### Objective:
How many lines hold the string "that"? Reply with the number alone.

### Data provided:

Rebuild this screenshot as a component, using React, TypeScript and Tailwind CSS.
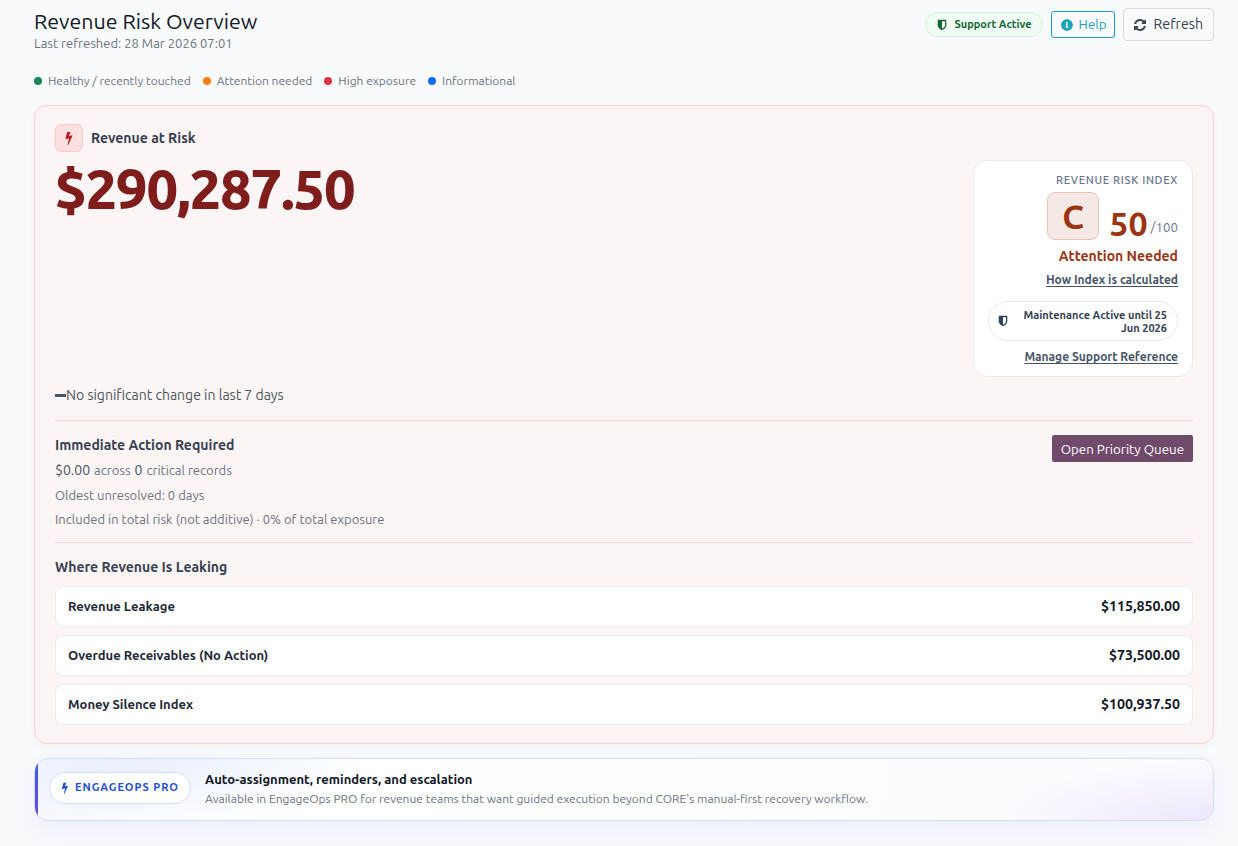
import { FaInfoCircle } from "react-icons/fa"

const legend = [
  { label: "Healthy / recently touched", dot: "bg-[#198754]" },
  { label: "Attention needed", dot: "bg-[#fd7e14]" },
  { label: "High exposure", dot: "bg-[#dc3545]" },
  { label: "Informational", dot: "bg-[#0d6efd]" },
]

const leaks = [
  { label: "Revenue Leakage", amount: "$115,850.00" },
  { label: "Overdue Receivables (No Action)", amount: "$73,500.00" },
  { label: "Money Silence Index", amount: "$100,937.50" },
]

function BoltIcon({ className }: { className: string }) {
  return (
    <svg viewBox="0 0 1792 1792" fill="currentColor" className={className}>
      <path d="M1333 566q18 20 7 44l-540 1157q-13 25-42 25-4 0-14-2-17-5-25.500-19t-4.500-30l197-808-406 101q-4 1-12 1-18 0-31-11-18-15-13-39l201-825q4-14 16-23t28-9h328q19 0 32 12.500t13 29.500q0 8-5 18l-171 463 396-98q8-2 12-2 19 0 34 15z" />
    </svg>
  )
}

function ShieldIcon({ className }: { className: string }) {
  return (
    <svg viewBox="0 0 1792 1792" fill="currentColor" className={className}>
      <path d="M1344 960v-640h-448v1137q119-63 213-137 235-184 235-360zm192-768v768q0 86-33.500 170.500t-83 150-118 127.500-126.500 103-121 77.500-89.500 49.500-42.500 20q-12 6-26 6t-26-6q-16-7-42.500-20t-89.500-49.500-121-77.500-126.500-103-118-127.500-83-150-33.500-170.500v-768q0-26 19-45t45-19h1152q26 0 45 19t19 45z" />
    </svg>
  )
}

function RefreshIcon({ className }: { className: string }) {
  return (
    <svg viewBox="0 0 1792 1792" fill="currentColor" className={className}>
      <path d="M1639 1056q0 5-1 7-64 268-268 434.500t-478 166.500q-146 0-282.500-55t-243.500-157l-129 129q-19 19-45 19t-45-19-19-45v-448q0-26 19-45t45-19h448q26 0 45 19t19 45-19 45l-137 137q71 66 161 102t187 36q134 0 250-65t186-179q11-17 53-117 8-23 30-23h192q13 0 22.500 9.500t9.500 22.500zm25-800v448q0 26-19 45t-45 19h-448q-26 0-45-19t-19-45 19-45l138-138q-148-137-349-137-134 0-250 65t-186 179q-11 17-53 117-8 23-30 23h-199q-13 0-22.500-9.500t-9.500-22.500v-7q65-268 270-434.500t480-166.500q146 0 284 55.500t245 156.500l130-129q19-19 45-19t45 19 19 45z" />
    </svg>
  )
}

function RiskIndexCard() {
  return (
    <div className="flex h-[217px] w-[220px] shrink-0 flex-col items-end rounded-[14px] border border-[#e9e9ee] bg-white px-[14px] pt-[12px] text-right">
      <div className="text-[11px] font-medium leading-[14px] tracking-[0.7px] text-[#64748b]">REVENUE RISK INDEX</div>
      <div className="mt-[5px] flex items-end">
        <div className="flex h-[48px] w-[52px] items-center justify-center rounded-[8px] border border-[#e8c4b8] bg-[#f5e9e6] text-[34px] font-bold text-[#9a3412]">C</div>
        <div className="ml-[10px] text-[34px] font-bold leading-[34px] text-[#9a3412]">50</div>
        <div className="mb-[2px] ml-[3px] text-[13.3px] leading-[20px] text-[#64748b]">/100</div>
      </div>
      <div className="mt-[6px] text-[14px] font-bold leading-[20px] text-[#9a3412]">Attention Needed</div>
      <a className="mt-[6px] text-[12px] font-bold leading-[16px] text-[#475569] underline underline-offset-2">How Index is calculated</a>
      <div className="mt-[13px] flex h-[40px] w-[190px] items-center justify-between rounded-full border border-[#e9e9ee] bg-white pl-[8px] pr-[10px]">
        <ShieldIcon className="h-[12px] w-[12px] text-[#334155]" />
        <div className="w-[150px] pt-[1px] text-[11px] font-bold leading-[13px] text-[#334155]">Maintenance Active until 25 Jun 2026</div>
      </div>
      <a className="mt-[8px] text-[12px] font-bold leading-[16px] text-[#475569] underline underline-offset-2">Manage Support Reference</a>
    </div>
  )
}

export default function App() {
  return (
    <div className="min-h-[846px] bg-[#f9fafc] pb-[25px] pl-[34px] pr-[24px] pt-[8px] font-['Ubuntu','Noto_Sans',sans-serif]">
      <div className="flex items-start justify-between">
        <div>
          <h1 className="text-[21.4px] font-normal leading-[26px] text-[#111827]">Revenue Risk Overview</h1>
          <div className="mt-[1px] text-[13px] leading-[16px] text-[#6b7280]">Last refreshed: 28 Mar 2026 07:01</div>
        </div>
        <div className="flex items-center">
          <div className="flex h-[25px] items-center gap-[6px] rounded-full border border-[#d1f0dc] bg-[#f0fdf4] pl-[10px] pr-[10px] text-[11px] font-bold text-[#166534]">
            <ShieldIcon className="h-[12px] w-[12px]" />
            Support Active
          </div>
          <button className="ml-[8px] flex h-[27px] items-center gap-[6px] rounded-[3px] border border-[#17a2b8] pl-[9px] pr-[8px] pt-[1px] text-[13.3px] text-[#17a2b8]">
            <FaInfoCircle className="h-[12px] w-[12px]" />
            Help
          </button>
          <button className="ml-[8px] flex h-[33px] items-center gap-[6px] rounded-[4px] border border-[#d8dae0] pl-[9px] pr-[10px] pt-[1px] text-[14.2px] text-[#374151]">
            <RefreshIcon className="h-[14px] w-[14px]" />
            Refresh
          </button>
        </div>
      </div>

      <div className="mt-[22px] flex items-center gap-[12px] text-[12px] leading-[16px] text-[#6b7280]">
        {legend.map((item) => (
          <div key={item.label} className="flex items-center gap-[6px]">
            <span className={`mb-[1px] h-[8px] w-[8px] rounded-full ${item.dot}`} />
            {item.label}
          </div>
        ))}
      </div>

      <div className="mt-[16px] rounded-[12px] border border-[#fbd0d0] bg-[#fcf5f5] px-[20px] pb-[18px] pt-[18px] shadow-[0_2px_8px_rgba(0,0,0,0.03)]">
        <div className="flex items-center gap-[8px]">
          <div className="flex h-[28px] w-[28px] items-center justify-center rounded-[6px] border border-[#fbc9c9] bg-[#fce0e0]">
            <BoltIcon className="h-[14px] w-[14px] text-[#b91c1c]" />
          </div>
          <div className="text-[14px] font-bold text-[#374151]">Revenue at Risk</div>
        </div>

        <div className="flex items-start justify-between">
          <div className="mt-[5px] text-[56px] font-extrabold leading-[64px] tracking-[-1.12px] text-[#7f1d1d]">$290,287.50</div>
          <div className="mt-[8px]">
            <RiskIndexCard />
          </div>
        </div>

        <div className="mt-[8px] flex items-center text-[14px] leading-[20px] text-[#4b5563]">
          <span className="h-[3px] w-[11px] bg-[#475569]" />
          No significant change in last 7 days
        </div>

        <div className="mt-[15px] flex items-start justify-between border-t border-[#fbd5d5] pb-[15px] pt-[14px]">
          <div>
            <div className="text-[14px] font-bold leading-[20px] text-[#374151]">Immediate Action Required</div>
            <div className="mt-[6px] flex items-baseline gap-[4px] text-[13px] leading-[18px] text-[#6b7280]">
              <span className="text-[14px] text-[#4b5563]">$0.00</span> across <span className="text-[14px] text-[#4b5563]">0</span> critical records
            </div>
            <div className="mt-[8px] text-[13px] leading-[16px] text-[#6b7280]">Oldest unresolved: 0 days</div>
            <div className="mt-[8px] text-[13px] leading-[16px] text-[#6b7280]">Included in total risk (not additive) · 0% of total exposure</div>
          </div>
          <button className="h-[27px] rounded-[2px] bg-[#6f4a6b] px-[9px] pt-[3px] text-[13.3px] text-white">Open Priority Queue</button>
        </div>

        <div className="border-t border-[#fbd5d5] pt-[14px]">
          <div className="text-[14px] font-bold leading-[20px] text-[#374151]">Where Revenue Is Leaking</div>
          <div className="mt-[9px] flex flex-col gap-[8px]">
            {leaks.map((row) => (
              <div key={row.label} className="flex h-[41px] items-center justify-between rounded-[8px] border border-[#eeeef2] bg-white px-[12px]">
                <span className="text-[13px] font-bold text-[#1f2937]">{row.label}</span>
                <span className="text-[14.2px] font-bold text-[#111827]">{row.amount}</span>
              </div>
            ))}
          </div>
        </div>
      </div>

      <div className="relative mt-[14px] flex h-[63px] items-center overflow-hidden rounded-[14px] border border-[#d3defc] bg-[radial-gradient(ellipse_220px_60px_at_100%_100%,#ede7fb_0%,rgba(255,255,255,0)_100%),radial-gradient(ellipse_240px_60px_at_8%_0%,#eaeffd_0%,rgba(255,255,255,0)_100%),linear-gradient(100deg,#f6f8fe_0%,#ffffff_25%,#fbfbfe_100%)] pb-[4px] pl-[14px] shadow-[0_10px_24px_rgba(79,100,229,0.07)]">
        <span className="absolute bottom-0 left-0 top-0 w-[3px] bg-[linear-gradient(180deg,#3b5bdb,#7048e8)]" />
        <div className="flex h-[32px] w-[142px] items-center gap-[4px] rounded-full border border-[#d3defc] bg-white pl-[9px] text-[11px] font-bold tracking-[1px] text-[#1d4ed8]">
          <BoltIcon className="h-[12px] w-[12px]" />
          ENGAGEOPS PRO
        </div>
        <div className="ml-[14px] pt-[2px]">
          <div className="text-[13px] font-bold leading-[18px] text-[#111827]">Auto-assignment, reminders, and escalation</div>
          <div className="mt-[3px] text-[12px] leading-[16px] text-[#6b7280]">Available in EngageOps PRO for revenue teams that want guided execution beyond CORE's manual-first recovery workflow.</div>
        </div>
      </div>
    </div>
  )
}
* * *
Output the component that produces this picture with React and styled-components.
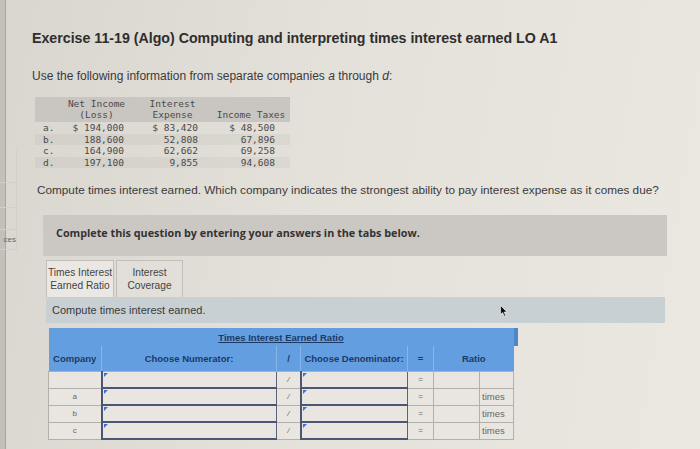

### Completed task:
2